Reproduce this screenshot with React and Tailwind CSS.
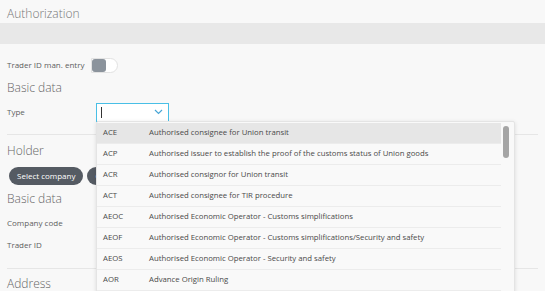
import React from "react";

const items = [
  ["ACE", "Authorised consignee for Union transit"],
  ["ACP", "Authorised issuer to establish the proof of the customs status of Union goods"],
  ["ACR", "Authorised consignor for Union transit"],
  ["ACT", "Authorised consignee for TIR procedure"],
  ["AEOC", "Authorised Economic Operator - Customs simplifications"],
  ["AEOF", "Authorised Economic Operator - Customs simplifications/Security and safety"],
  ["AEOS", "Authorised Economic Operator - Security and safety"],
  ["AOR", "Advance Origin Ruling"],
];

export default function App() {
  return (
    <div
      className="relative w-[545px] h-[291px] overflow-hidden bg-[#f8f8f8] text-[#555]"
      style={{ fontFamily: '"Open Sans", sans-serif' }}
    >
      <div className="px-[7px] pt-[5px] h-[23px] text-[12px] font-light text-[#777] leading-[18px]">
        Authorization
      </div>
      <div className="h-[21px] bg-[#e8e8e8]" />
      <div className="px-[7px]">
        <div className="flex items-center h-[16px] mt-[13px]">
          <div className="w-[84px] whitespace-nowrap text-[8px] text-[#5e5e5e]">Trader ID man. entry</div>
          <div className="flex w-[27px] h-[15px] rounded-r-full border border-[#e2e2e2] bg-white">
            <div className="w-[14px] h-full rounded-[3px] bg-[#8b939c]" />
          </div>
        </div>
        <div className="mt-[6px] h-[18px] text-[12px] font-light text-[#666] leading-[18px]">Basic data</div>
        <div className="flex items-center mt-[5px] h-[20px]">
          <div className="w-[89px] text-[8px] text-[#5e5e5e]">Type</div>
          <div className="flex items-center w-[73px] h-[19px] border border-[#49bfe6] bg-white px-[4px]">
            <div className="w-[1px] h-[11px] bg-[#333]" />
            <svg className="ml-auto mr-[1px]" width="9" height="6" viewBox="0 0 9 6">
              <path d="M1 1l3.5 3.5L8 1" fill="none" stroke="#49a6d6" strokeWidth="1.2" />
            </svg>
          </div>
        </div>
        <div className="mt-[12px] border-t border-[#e6e6e6]" />
        <div className="mt-[6px] h-[20px] text-[12px] font-light text-[#666] leading-[20px]">Holder</div>
        <div className="flex gap-[4px] mt-[6px] ml-[2px]">
          <div className="h-[18px] px-[8px] rounded-full bg-[#555b63] text-white text-[8px] leading-[18px]">
            Select company
          </div>
          <div className="h-[18px] px-[8px] rounded-full bg-[#555b63] text-white text-[8px] leading-[18px]">
            Clear
          </div>
        </div>
        <div className="mt-[5px] h-[18px] text-[12px] font-light text-[#666] leading-[18px]">Basic data</div>
        <div className="mt-[8px] h-[14px] text-[8px] text-[#5e5e5e] leading-[14px]">Company code</div>
        <div className="mt-[8px] h-[14px] text-[8px] text-[#5e5e5e] leading-[14px]">Trader ID</div>
        <div className="mt-[16px] border-t border-[#e6e6e6]" />
        <div className="mt-[5px] text-[12px] font-light text-[#666] leading-[20px]">Address</div>
      </div>

      <div className="absolute left-[96px] top-[121px] w-[419px] h-[190px] bg-[#f9f9f9] border border-[#e4e4e4] rounded-[2px] shadow-[0_1px_4px_rgba(0,0,0,0.12)]">
        <div className="pr-[13px] pt-[1px]">
          {items.map(([code, desc], i) => (
            <div
              key={code}
              className={
                "flex items-center h-[21px] text-[7.75px] text-[#4a4a4a] border-b border-[#ececec] " +
                (i === 0 ? "bg-[#e6e6e6]" : "")
              }
            >
              <div className="w-[52px] pl-[6px]">{code}</div>
              <div className="whitespace-nowrap">{desc}</div>
            </div>
          ))}
        </div>
        <div className="absolute right-[5px] top-[4px] w-[6px] h-[32px] rounded-full bg-[#a5a5a5]" />
      </div>
    </div>
  );
}
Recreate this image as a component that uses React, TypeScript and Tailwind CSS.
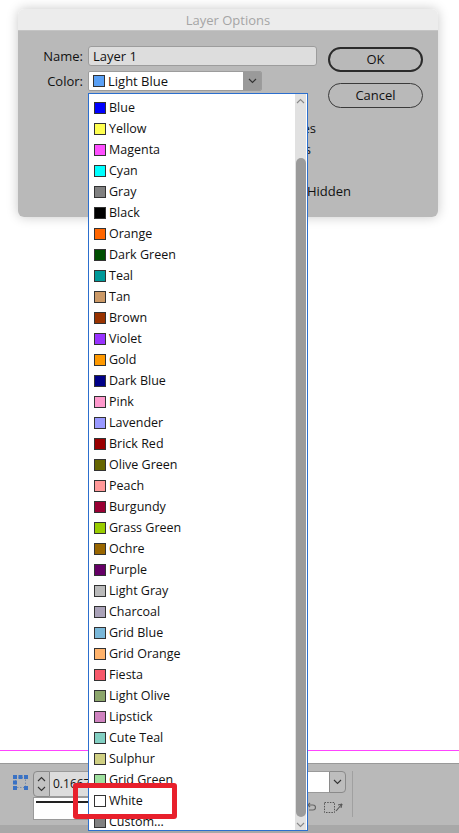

To be done | Set down word for word the lines from the first entry through the line with "import React from", both included, omitting pictures.

Task response |
Reproduce this screenshot with React and Tailwind CSS.
import React from "react";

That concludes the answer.